Introduction: Turbo codes are among the best-performing forward error correcting codes. Indeed, they have been adopted in several standards for wired and wireless communications including the Long-Term-Evolution (LTE) advanced standard for mobile communications. Since the decoding algorithm is iterative, high throughput can be achieved with hardware implementations. In most of the cases, parallel architectures, namely several processing elements (PEs) working concurrently, are employed. As a consequence, a large amount of data are concurrently read/written from/to the memory and processed. This produces huge bandwidth toward the memory and large switching activity inside the PEs. A first attempt to reduce the bandwidth during the writing operation has been proposed in [1], where the authors devise a mechanism to adaptively send data toward the memory only if the reliability of the information has increased during the last iteration. Unfortunately, this technique does not prevent large bandwidth during the reading operation and leads to some waste computation inside the PEs. Indeed, only when data are computed one can perform the reliability check and decide if the data will be sent to the memory of not. This work aims to make one step further, namely it proposes a technique to skip the computation of portions of data (windows), which are already reliable, with a sliding-windowbased approach. The proposed technique, applied to the LTE turbo code decoder, saves up to the 20% of the computation (and bandwidth during both reading and writing operations) at 1.8 dB of Signal-to-Noise-Ratio (SNR), with no bit-error-rate (BER) performance loss. As long as one accepts BER performance degradation, the amount of saved computation increases as well.
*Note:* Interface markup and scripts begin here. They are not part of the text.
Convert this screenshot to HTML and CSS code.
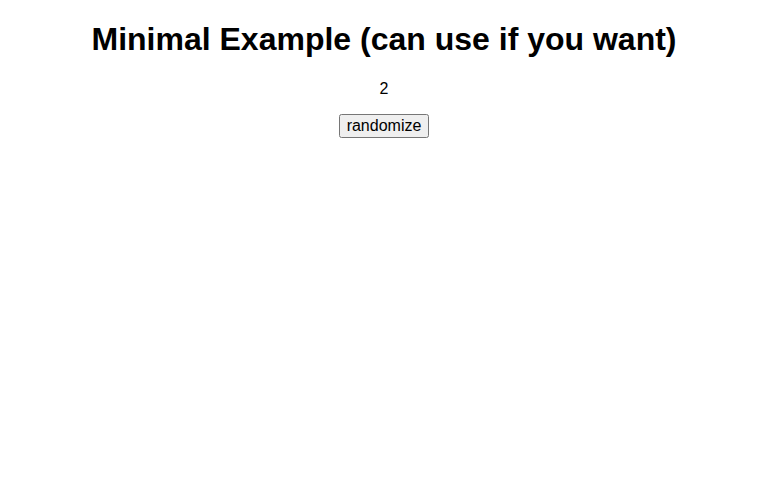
FILE: index.html
```html
<!DOCTYPE html>
<html>
<head>
<meta charset="utf-8">
<link rel="stylesheet" href="styles.css">
</head>
<body class="page">
<div class="app">
<h1 class="title">Minimal Example (can use if you want)</h1>
<p class="value">2</p>
<div class="actions"><button class="btn">randomize</button></div>
</div>
</body>
</html>
```
FILE: styles.css
```css
.page {
  margin: 0;
  font-family: "Liberation Sans", Arial, sans-serif;
  background: #fff;
  color: #000;
}
.app {
  text-align: center;
}
.title {
  font-size: 32px;
  font-weight: bold;
}
.value {
  font-size: 16px;
}
.btn {
  font-family: "Liberation Sans", Arial, sans-serif;
  font-size: 16px;
}
```
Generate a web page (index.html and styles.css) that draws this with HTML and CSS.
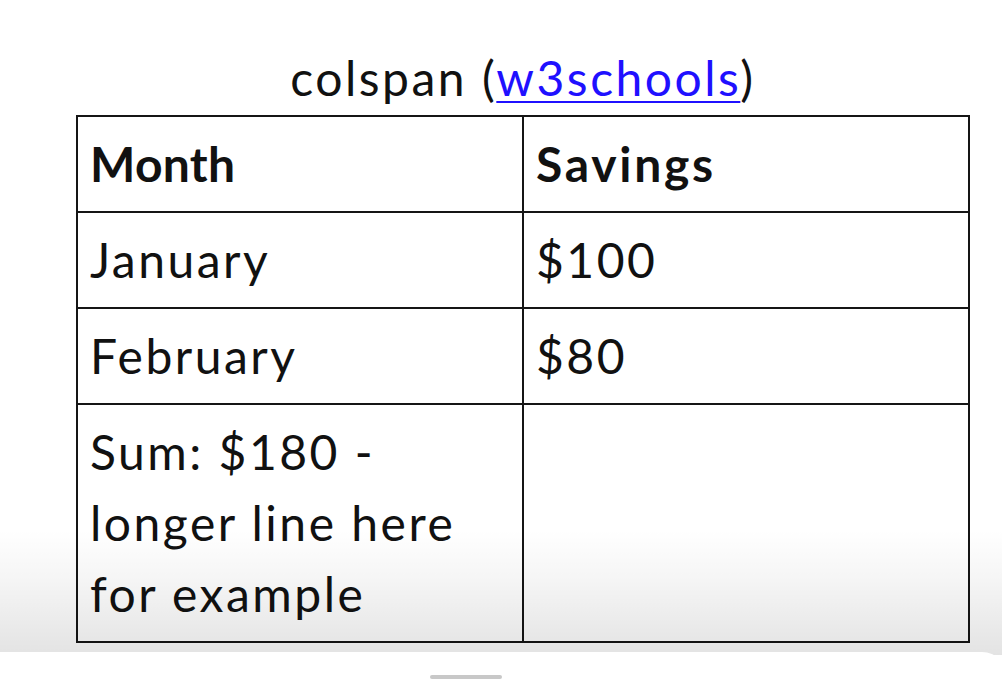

Decoding algorithm: The iterative algorithm used in turbo code decoding is based on a Maximum-A-Posteriori (MAP) estimation, known as BCJR algorithm, which is performed in the logarithmic domain on Logarithmic-Likelihood-Ratios (LLRs), leading to the well-known Log-MAP algorithm. As convolutional turbo codes are the concatenation through an interleaver of two constituent convolutional codes, each iteration at the decoder side is made of two half iterations, one for each constituent code. Each constituent decoder, referred to as MAP or Soft-In-Soft-Out (SISO) decoder, works on the trellis representation of the constituent code. Let k be the k-th trellis step, each SISO decoder combines a-priori  $(\lambda_k^{apr})$  and intrinsic  $(\lambda_k^{int})$  LLRs to refine the reliability of each uncoded symbol. This operation is achieved by computing the extrinsic information  $\lambda_k^{ext} = \lambda_k^{apo} - \lambda_k^{int,u} - \lambda_k^{apr}$ , where  $\lambda_k^{int,u}$  is the intrinsic systematic information for the uncoded symbol u and  $\lambda_k^{apo}$  is the a-posteriori information, which is computed as:

$$\lambda_k^{apo} = \max_{e:u(e)=u}^* \{b_k(e)\} - \max_{e:u(e)=\tilde{u}}^* \{b_k(e)\},$$
 (1)

where e is one edge in the trellis, u(e) is the systematic information of e and  $\tilde{u}$  is one uncoded symbol taken as a reference (usually  $\tilde{u}=0$ ). Each  $b_k(e)$  term in (1) is obtained as  $b_k(e)=\alpha_{k-1}[s^S(e)]+\gamma_k(e)+\beta_k[s^E(e)]$ , where

$$\alpha_k[s] = \max_{e:s^E(e)=s}^* \left\{ \alpha_{k-1}[s^S(e) + \gamma_k(e)] \right\},$$
 (2)

$$\beta_k[s] = \max_{e:s^S(e)=s}^* \left\{ \beta_{k+1}[s^E(e) + \gamma_{k+1}(e)] \right\},$$
 (3)

$$\gamma_k(e) = \lambda_k^{int}(e) + \lambda_k^{apr}(e). \tag{4}$$

Several approximations have been proposed in the literature for the implementation of the  $\max^*$  operator. However, approximating the  $\max^*$  operator with the simple  $\max$  function (Max-Log-MAP) leads to minor

 $\lambda_k^{ext}$  [2]. According with the notation shown in Fig. 1 (a)  $s^S(e)$  and  $s^E(e)$  represent the starting and ending states of e, respectively.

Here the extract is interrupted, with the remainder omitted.